GI Bill benefits are at risk of being cut if military veterans do not show a "return on investment" to the American people, VA Secretary Eric Shinseki recently told the annual gathering of Student Veterans of America.

A return on investment basically amounts to veterans earning college degrees and getting jobs, but no one really knows how many veterans actually graduate and start a career.

VA and SVA Collaborate

As a result, the VA and SVA will now work together to determine graduation rates of student veterans. With the Federal budget tightening, data concerning the numbers of veterans earning degrees will become more vital.

More than $20 billion has been spent to send at least 817,000 veterans to school on the Post-9/11 GI Bill, since Congress enacted it in 2008. In the Fall 2012 semester, 480,000 students were enrolled under the GI Bill.

With so many veterans receiving GI Bill funds to go to school, Shinseki is stressing the need for student veterans to finish their education.

"The one-word speech I usually give is 'graduate, graduate, graduate'," he told the SVA. "If I sound like your dad, I am. I'm paying most of your bills."

Misconceptions About Student Veterans

A recent Huffington Post article claims 88 percent of newly enrolled student veterans will drop out after a year in school. Michael Dakduk, executive director of SVA, expressed dismay at that statistic.

"These baseless claims are an insult to the talents, abilities and dedication of every veteran succeeding in America's institutions of higher learning," he said.

Currently, there is no accurate data, because no organization, including the government, has been able to track graduation rates of student veterans.

What seems to exist are misconceptions about student veteran success in college.

Trista Corbin, Army National Guard veteran and president of the University of Missouri chapter of the SVA, attended the SVA's annual meeting. She stated that one source of the misconceptions is how veterans who transfer from one school to another are tracked.

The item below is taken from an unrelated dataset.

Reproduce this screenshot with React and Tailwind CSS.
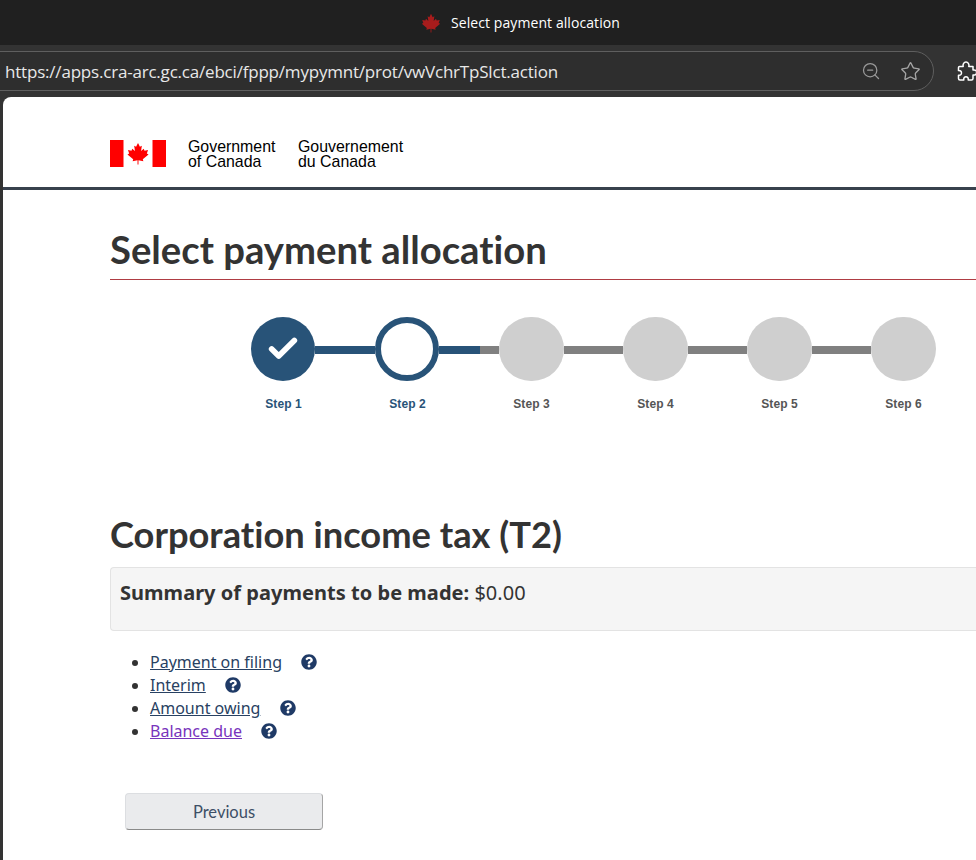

"The majority of veterans start at a community college or smaller university, then they switch to a bigger university," Corbin said. "But, when they enter into the initial university and then withdraw, they consider them not graduated. When they come to the new university, they don't track the veterans anymore."

So, the veterans who transfer to another university seem not to be viewed as successes for the GI Bill program. But, again, who is "they" that is doing the tracking?

"I am not sure exactly. This is just what was explained to us at the SVA conference. It's quite discouraging," Corbin responded. Hence, the joint effort by the VA and SVA.

Another source of the misconceptions are the scandals surrounding for-profit schools. For-profit institutions collected 37 percent of GI Bill educational funds between 2009 and 2011 but only educated 25 percent of veterans, with a graduation rate of only 28 percent.

Corbin made it clear that the GI Bill program is invaluable for the future of military veterans. Just because there is currently no unified method for tracking how many GI Bill beneficiaries graduate, does not mean that veterans as a whole aren't being successful.

"For the majority of veterans, they wouldn't be in college without the GI Bill benefits," she said.